Well, no kidding. Since we are so dependent on the spending of the rich to keep us afloat, we must worry that the rich will cut their spending, thus endangering us all. That's why Zandi speaks of the fragility of "the recovery" in the quote below.
Mark Zandi, chief economist for Moody’s Analytics, cites two main reasons for the increase [in spending by the top 5%]. First, the wealthy panicked during the financial crisis and stopped spending. When markets rebounded, they came out of their shells and started spending again. “I think that pent-up demand was unleashed,” he said. “It was an unusually high rate of spending.”
“I don’t think it’s healthy for the economy to be so dependent on the top 2% of the income distribution,” Mr. Zandi said. He added that, “In the near term it highlights the fragility of the recovery.”
[My note: Not healthy? Is the Pope catholic?]
In fact, the recent spending of the wealthy may be unsustainable. Their savings rate has gone from more than 26% in 2008 to a negative 7% in the first quarter of 2010, according to the Moody’s Analytics data. They still have lots of savings. But the massive draw on that in the past two years is unlikely to continue at the same pace.

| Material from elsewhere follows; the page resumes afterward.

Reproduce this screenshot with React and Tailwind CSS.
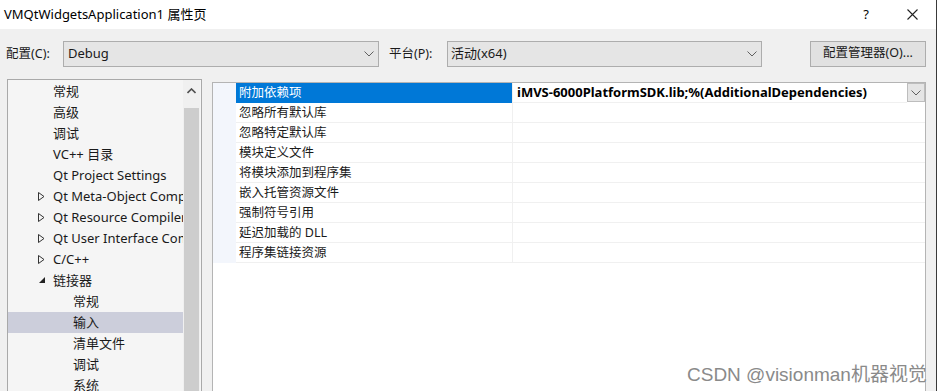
import React from "react";

const FONT = { fontFamily: '"Noto Sans", "Noto Sans CJK SC", sans-serif' };

function Chevron({ className = "" }) {
  return (
    <svg width="10" height="6" viewBox="0 0 10 6" className={className}>
      <path d="M0.5 0.5 L5 5 L9.5 0.5" fill="none" stroke="#606060" strokeWidth="1" />
    </svg>
  );
}

const treeItems = [
  { t: "常规", l: 1 },
  { t: "高级", l: 1 },
  { t: "调试", l: 1 },
  { t: "VC++ 目录", l: 1 },
  { t: "Qt Project Settings", l: 1 },
  { t: "Qt Meta-Object Compiler", l: 1, c: "closed" },
  { t: "Qt Resource Compiler", l: 1, c: "closed" },
  { t: "Qt User Interface Compiler", l: 1, c: "closed" },
  { t: "C/C++", l: 1, c: "closed" },
  { t: "链接器", l: 1, c: "open" },
  { t: "常规", l: 2 },
  { t: "输入", l: 2, sel: true },
  { t: "清单文件", l: 2 },
  { t: "调试", l: 2 },
  { t: "系统", l: 2 },
];

const props = [
  "附加依赖项",
  "忽略所有默认库",
  "忽略特定默认库",
  "模块定义文件",
  "将模块添加到程序集",
  "嵌入托管资源文件",
  "强制符号引用",
  "延迟加载的 DLL",
  "程序集链接资源",
];

export default function App() {
  return (
    <div className="relative w-[943px] h-[391px] bg-white overflow-hidden text-[12.5px] text-[#1a1a1a]" style={FONT}>
      <div className="w-[937px] h-full border-r border-[#3a3a3a] flex flex-col">
        {/* title bar */}
        <div className="h-[29px] bg-white flex items-center shrink-0">
          <span className="pl-[4px] text-[13px] text-black">VMQtWidgetsApplication1 属性页</span>
          <span className="ml-auto mr-[38px] text-[13px] text-black">?</span>
          <svg width="11" height="11" viewBox="0 0 11 11" className="mr-[18px]">
            <path d="M0.5 0.5 L10.5 10.5 M10.5 0.5 L0.5 10.5" stroke="#222" strokeWidth="1.1" />
          </svg>
        </div>
        {/* body */}
        <div className="flex-1 bg-[#f0f0f0] flex flex-col">
          <div className="flex items-center h-[26px] mt-[12px]">
            <span className="ml-[6px] w-[57px]">配置(C):</span>
            <div className="w-[316px] h-[26px] border border-[#adadad] bg-[#e5e5e5] flex items-center pl-[4px] text-[13px]">
              <span>Debug</span>
              <Chevron className="ml-auto mr-[4px]" />
            </div>
            <span className="ml-[10px] w-[58px]">平台(P):</span>
            <div className="w-[315px] h-[26px] border border-[#adadad] bg-[#e5e5e5] flex items-center pl-[3px] text-[13px]">
              <span>活动(x64)</span>
              <Chevron className="ml-auto mr-[4px]" />
            </div>
            <div className="ml-[48px] w-[116px] h-[26px] mt-[-1px] border border-[#adadad] bg-[#e1e1e1] flex items-center justify-center">
              配置管理器(O)...
            </div>
          </div>
          <div className="flex mt-[12px] flex-1">
            {/* tree */}
            <div className="ml-[7px] w-[195px] border border-[#a9a9a9] bg-[#f5f5f5] flex relative overflow-hidden">
              <div className="flex-1 pt-[1px] overflow-hidden text-[13px]">
                {treeItems.map((it, i) => (
                  <div
                    key={i}
                    className={`h-[21px] flex items-center whitespace-nowrap relative ${it.sel ? "bg-[#cccedb]" : ""}`}
                  >
                    {it.c === "closed" && (
                      <svg width="7" height="9" viewBox="0 0 7 9" className="absolute left-[30px] top-[6px]">
                        <path d="M0.5 0.5 L6 4.5 L0.5 8.5 Z" fill="none" stroke="#333" strokeWidth="1" />
                      </svg>
                    )}
                    {it.c === "open" && (
                      <svg width="6" height="6" viewBox="0 0 6 6" className="absolute left-[31px] top-[7px]">
                        <path d="M6 0 L6 6 L0 6 Z" fill="#222" />
                      </svg>
                    )}
                    <span className={it.l === 1 ? "pl-[45px]" : "pl-[65px]"}>{it.t}</span>
                  </div>
                ))}
              </div>
              <div className="w-[17px] bg-[#f0f0f0] flex flex-col items-center shrink-0 mr-[1px]">
                <svg width="9" height="6" viewBox="0 0 9 6" className="mt-[8px]">
                  <path d="M0.5 5 L4.5 1 L8.5 5" fill="none" stroke="#505050" strokeWidth="1.6" />
                </svg>
                <div className="w-[15px] flex-1 mt-[14px] bg-[#cdcdcd]" />
              </div>
            </div>
            {/* property grid */}
            <div className="ml-[10px] mt-[3px] w-[714px] border border-[#b4b4b4] bg-white">
              {props.map((p, i) => (
                <div key={i} className="flex h-[20px]">
                  <div className="w-[23px] bg-[#f3f6fc]" />
                  <div
                    className={`w-[276px] flex items-center pl-[3px] pt-[1px] border-b ${
                      i === 0 ? "bg-[#0078d7] text-white border-[#0078d7]" : "border-[#f0f0f0]"
                    }`}
                  >
                    {p}
                  </div>
                  <div className="flex-1 flex items-center pl-[4px] pt-[1px] border-b border-l border-[#f0f0f0]">
                    {i === 0 && (
                      <span className="font-bold text-black text-[13px]">iMVS-6000PlatformSDK.lib;%(AdditionalDependencies)</span>
                    )}
                  </div>
                  <div className={`w-[18px] ${i === 0 ? "" : "border-b border-[#f0f0f0]"} flex`}>
                    {i === 0 && (
                      <div className="w-[18px] h-[19px] bg-[#e5e5e5] border border-[#bdbdbd] flex items-center justify-center">
                        <Chevron />
                      </div>
                    )}
                  </div>
                </div>
              ))}
            </div>
          </div>
        </div>
      </div>
      <div
        className="absolute left-[687px] top-[361px] text-[19px] text-[#8a8a8a] whitespace-nowrap"
        style={{ fontFamily: '"Liberation Sans", "Noto Sans CJK SC", sans-serif', textShadow: "0 0 1px #fff" }}
      >
        CSDN @visionman机器视觉
      </div>
    </div>
  );
}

“I think we’re already seeing a slowdown in spending by this group,” Mr. Zandi says.
And that should be a worry for all of us.
So here we are in 2011, with working Americans taking it up the wazoo, and now we're supposed to worry about whether wild spending by the rich is unsustainable. Because if they stop spending like there's no tomorrow, which was made possible by Ben Bernanke & Co., we may not have "a recovery".
Apparently, we need not worry much about the fact that we live in a society where the top 5% of income earners have most of the money and account for 37% of all "consumer" spending, whereas the bottom 80% of us account for merely 39.5% of that spending. If a sufficient number of people were to start worrying about inequality, there might a revolution in the streets. As we have learned, Plutonomies are notoriously unstable.
But there's no need to worry about a revolution in the streets. The owners of this country have matters well in hand.